Check out my advice brand tone and voice through community management and read my full post on Social Media Club!

It’s NOT too late to Clean up your Social Media Marketing this New Year

 

Clean up your social media marketing in 2014

When it comes to the New Year and Q1 of most business plans, we are constantly thinking what we should/could do to revamp our strategies, tactics, and presences online and offline. Where to start? Sometimes it’s about looking back and seeing what worked and didn’t; and other times it’s just about making small tweaks in order to optimize your brand’s performance on social media.

Here are 6 Ways to Clean Up Your Social Media Marketing in the New Year

Profile

Remember when you started on social media and you had to choose that pivotal logo or image to represent your brand? That image may still work, but sometimes you need to tweak your bio in order to describe what your business does today (especially if it’s expanded over the past year).

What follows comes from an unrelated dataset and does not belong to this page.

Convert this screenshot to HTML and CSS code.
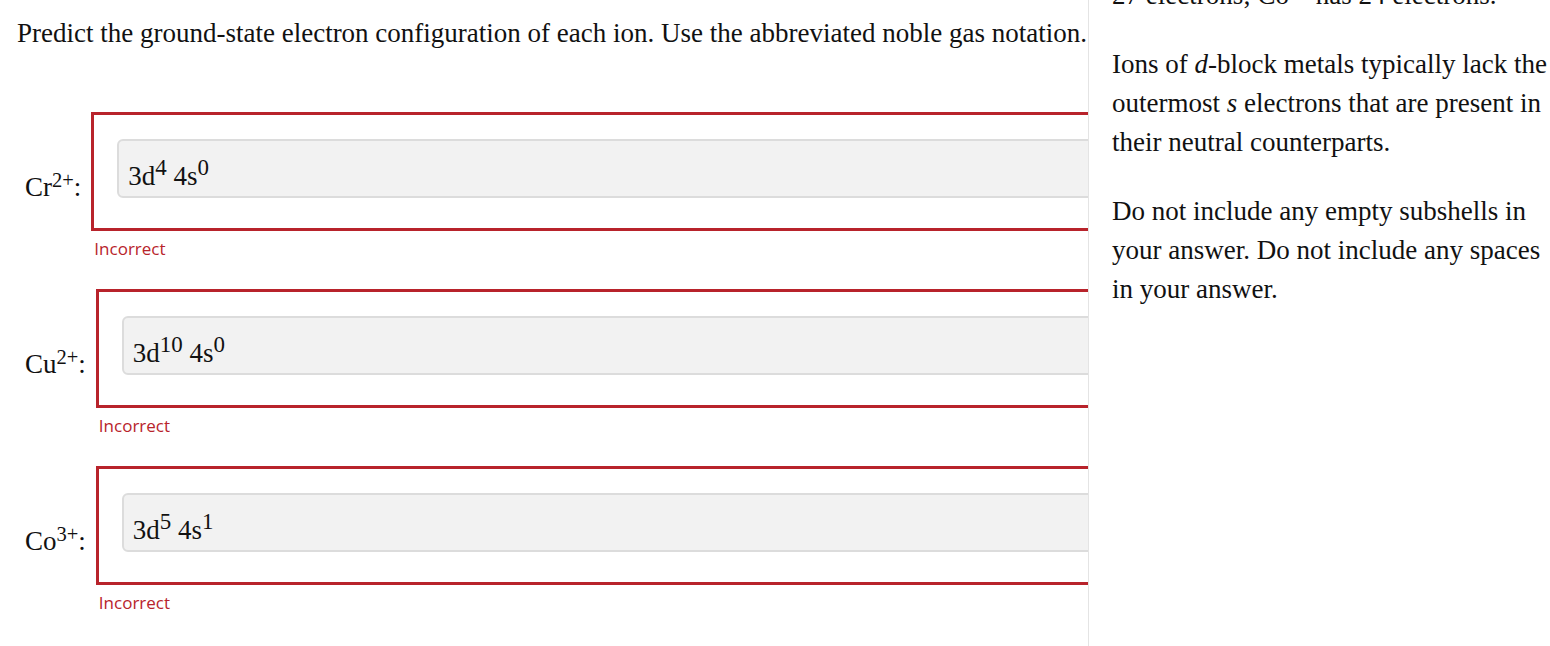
FILE: index.html
```html
<!DOCTYPE html>
<html lang="en">

<head>
    <meta charset="UTF-8">
    <meta name="viewport" content="width=device-width, initial-scale=1.0">
    <title>Electron Configurations</title>
    <link rel="stylesheet" href="styles.css">
</head>

<body>
    <div class="page">

        <!-- Question -->
        <div class="question">
            <p class="prompt">Predict the ground-state electron configuration of each ion. Use the abbreviated noble gas notation.</p>

            <div class="item">
                <span class="ion">Cr<sup>2+</sup>:</span>
                <div class="answer-col">
                    <div class="answer">
                        <div class="field">3d<sup>4</sup> 4s<sup>0</sup></div>
                    </div>
                    <div class="feedback">Incorrect</div>
                </div>
            </div>

            <div class="item">
                <span class="ion">Cu<sup>2+</sup>:</span>
                <div class="answer-col">
                    <div class="answer">
                        <div class="field">3d<sup>10</sup> 4s<sup>0</sup></div>
                    </div>
                    <div class="feedback">Incorrect</div>
                </div>
            </div>

            <div class="item">
                <span class="ion">Co<sup>3+</sup>:</span>
                <div class="answer-col">
                    <div class="answer">
                        <div class="field">3d<sup>5</sup> 4s<sup>1</sup></div>
                    </div>
                    <div class="feedback">Incorrect</div>
                </div>
            </div>
        </div>

        <!-- Hint panel -->
        <div class="hint">
            <p class="clipped">27 electrons; Co<sup>3+</sup> has 24 electrons.</p>
            <p>Ions of <i>d</i>-block metals typically lack the outermost <i>s</i> electrons that are present in their neutral counterparts.</p>
            <p>Do not include any empty subshells in your answer. Do not include any spaces in your answer.</p>
        </div>

    </div>
</body>

</html>
```

FILE: styles.css
```css
html,
body {
    margin: 0;
    height: 100%;
    overflow: hidden;
    background: white;
}

body {
    font-family: "Liberation Serif", "Times New Roman", serif;
    color: #111;
}

.page {
    display: flex;
    height: 646px;
}

.question {
    flex: 0 0 1088px;
    overflow: hidden;
    padding: 17px 0 0 17px;
    box-sizing: border-box;
}

.prompt {
    font-size: 27px;
    line-height: 32px;
    margin: 0 0 63px 0;
    white-space: nowrap;
}

.item {
    display: flex;
    align-items: flex-start;
    margin-bottom: 30px;
}

.ion {
    font-size: 27px;
    line-height: 30px;
    padding: 60px 0 0 8px;
    margin-right: 10px;
    white-space: nowrap;
}

.ion sup {
    font-size: 0.76em;
    vertical-align: 0.42em;
    line-height: 0;
}

.answer-col {
    flex: 0 0 1200px;
}

.answer {
    border: 3px solid #b8232b;
    height: 119px;
    padding: 24px 0 0 23px;
    box-sizing: border-box;
}

.field {
    background: #f2f2f2;
    border: 2px solid #dcdcdc;
    border-radius: 6px;
    height: 59px;
    box-sizing: border-box;
    padding: 20px 9px 0 9px;
    font-size: 27px;
    line-height: 30px;
}

.field sup {
    font-size: 0.85em;
    vertical-align: 0.42em;
    line-height: 0;
}

.feedback {
    font-family: "Open Sans", "Noto Sans", sans-serif;
    font-size: 17px;
    line-height: 20px;
    color: #b8232b;
    margin-top: 8px;
    padding-left: 3px;
}

.hint {
    flex: 1;
    border-left: 1px solid #e4e4e4;
    padding: 0 0 0 23px;
    font-size: 27px;
    line-height: 39px;
}

.hint p {
    margin: 0 0 30px 0;
}

.hint .clipped {
    margin-top: -24px;
    white-space: nowrap;
}

.hint sup {
    font-size: 0.7em;
    line-height: 0;
}
```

Tip: Use your google analytics and trends to see what search terms consumers use and look for when it comes to your brand and competition. Use those in your bio so you are easier to find and your description of your product or service is easier to understand by your potential customers. Remember, sometimes it’s not about saying that you provide “x” but using synonyms that your audience may also search for. Think like a consumer.

Follow Back

Over the past year, surely a large amount of people have found you, loved what you have to offer and in turn have liked, shared, tweeted, and followed you because they value you as a brand. Show them how much you value them too! Follow back. It is a two way relationship after all.

Re-evaluate Your Strategy

Your social media strategy is a part of your everyday tactics, each tweet, and each monthly theme. Look back to see which themes, topics, and content formats resonated most with your audience. Even though you may have loved that video of your holiday party you posted, perhaps your audience didn’t care for it. Or perhaps you didn’t post it on a channel where your audience wanted that video.

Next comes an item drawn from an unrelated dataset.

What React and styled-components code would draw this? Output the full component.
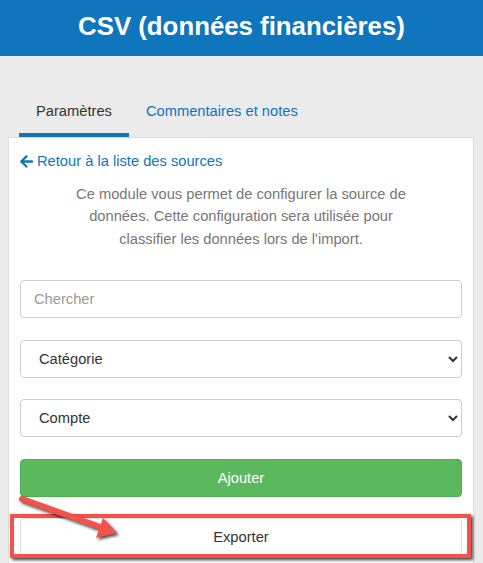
import React from "react";
import styled, { createGlobalStyle } from "styled-components";

const Global = createGlobalStyle`
  html, body { margin: 0; padding: 0; overflow: hidden; }
  body {
    background: #ebebeb;
    font-family: "Liberation Sans", Arial, Helvetica, sans-serif;
    font-size: 14.7px;
    color: #333;
  }
  * { box-sizing: border-box; }
`;

const Header = styled.header`
  height: 56px;
  background: #0f75bd;
  color: #fff;
  text-align: center;
  padding-bottom: 4px;
`;

const Title = styled.h1`
  margin: 0;
  font-size: 25.8px;
  font-weight: bold;
  line-height: 52px;
`;

const Main = styled.main`
  padding: 33px 9px 0 8px;
`;

const Tabs = styled.nav`
  display: flex;
  padding-left: 11px;
`;

const Tab = styled.div`
  padding: 12px 17px 12px;
  line-height: 20px;
  color: ${(p) => (p.$active ? "#333" : "#0f75bd")};
  border-bottom: 4px solid ${(p) => (p.$active ? "#0f75bd" : "transparent")};
`;

const Panel = styled.section`
  background: #fff;
  border: 1px solid #dddddd;
  padding: 12px 11px 40px;
  min-height: 460px;
`;

const BackLink = styled.a`
  display: flex;
  align-items: center;
  gap: 4px;
  color: #0f75bd;
  text-decoration: none;
  line-height: 22px;
`;

const Description = styled.p`
  margin: 11px auto 30px;
  max-width: 360px;
  text-align: center;
  color: #777;
  line-height: 22.4px;
`;

const Form = styled.div`
  display: flex;
  flex-direction: column;
  gap: 21.5px;
`;

const Input = styled.input`
  height: 38px;
  width: 100%;
  border: 1px solid #cccccc;
  border-radius: 4px;
  padding: 0 13px;
  font: inherit;
  color: #333;
  &::placeholder { color: #999; }
`;

const Select = styled.select`
  height: 38px;
  width: 100%;
  border: 1px solid #cccccc;
  border-radius: 4px;
  padding: 0 8px 0 14px;
  font: inherit;
  color: #333;
  background: #fff;
`;

const Button = styled.button`
  height: 38px;
  width: 100%;
  border-radius: 4px;
  font: inherit;
  border: 1px solid ${(p) => (p.$variant === "success" ? "#4cae4c" : "#e0e0e0")};
  background: ${(p) => (p.$variant === "success" ? "#5cb85c" : "#fff")};
  color: ${(p) => (p.$variant === "success" ? "#fff" : "#333")};
`;

const ExportArea = styled.div`
  position: relative;
`;

const Frame = styled.div`
  position: absolute;
  left: -10px;
  right: -9px;
  top: -4px;
  bottom: -2px;
  border: 4px solid #f2524a;
  box-shadow: 2px 2px 3px rgba(0, 0, 0, 0.75);
  pointer-events: none;
`;

const Arrow = styled.svg`
  position: absolute;
  left: -6px;
  top: -27px;
  width: 110px;
  height: 50px;
  overflow: visible;
  filter: drop-shadow(2px 2px 1.5px rgba(0, 0, 0, 0.7));
  pointer-events: none;
`;

const ArrowLeft = () => (
  <svg width="13" height="13" viewBox="0 0 448 448" aria-hidden="true">
    <path
      fill="#0f75bd"
      d="M257 412l-22 22c-9 9-25 9-34 0L7 240c-9-9-9-25 0-34L201 12c9-9 25-9 34 0l22 22c10 10 9 25 0 35L137 184h287c13 0 24 11 24 24v32c0 13-11 24-24 24H137l120 114c10 10 10 25 0 34z"
    />
  </svg>
);

export default function App() {
  return (
    <>
      <Global />
      <Header>
        <Title>CSV (données financières)</Title>
      </Header>
      <Main>
        <Tabs>
          <Tab $active>Paramètres</Tab>
          <Tab>Commentaires et notes</Tab>
        </Tabs>
        <Panel>
          <BackLink href="#">
            <ArrowLeft />
            Retour à la liste des sources
          </BackLink>
          <Description>
            Ce module vous permet de configurer la source de données. Cette
            configuration sera utilisée pour classifier les données lors de
            l'import.
          </Description>
          <Form>
            <Input placeholder="Chercher" />
            <Select defaultValue="cat">
              <option value="cat">Catégorie</option>
            </Select>
            <Select defaultValue="cpt">
              <option value="cpt">Compte</option>
            </Select>
            <Button $variant="success">Ajouter</Button>
            <ExportArea>
              <Button>Exporter</Button>
              <Frame />
              <Arrow viewBox="0 0 110 50">
                <line
                  x1="8"
                  y1="8"
                  x2="86"
                  y2="36"
                  stroke="#f2524a"
                  strokeWidth="6"
                  strokeLinecap="round"
                />
                <polygon points="103,42 89,27 82,47" fill="#f2524a" />
              </Arrow>
            </ExportArea>
          </Form>
        </Panel>
      </Main>
    </>
  );
}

Tip: Look back and evaluate: (1) topic calendar; (2) content formats; and (3) time/day of posting said content. Start there and see where you land.

Channels

As in #3 above, it’s important to see what works, and what doesn’t. You may love posting fun vine videos, but perhaps your audience is more likely to engage with you on instagram. Be where your audience cares for your content, and where they want to engage with you. You don’t need to be on every channel just to be hip with social media.

To read more on Staffing Up and Thinking Mobile First – Check out my Full Post on Startup Fashion here!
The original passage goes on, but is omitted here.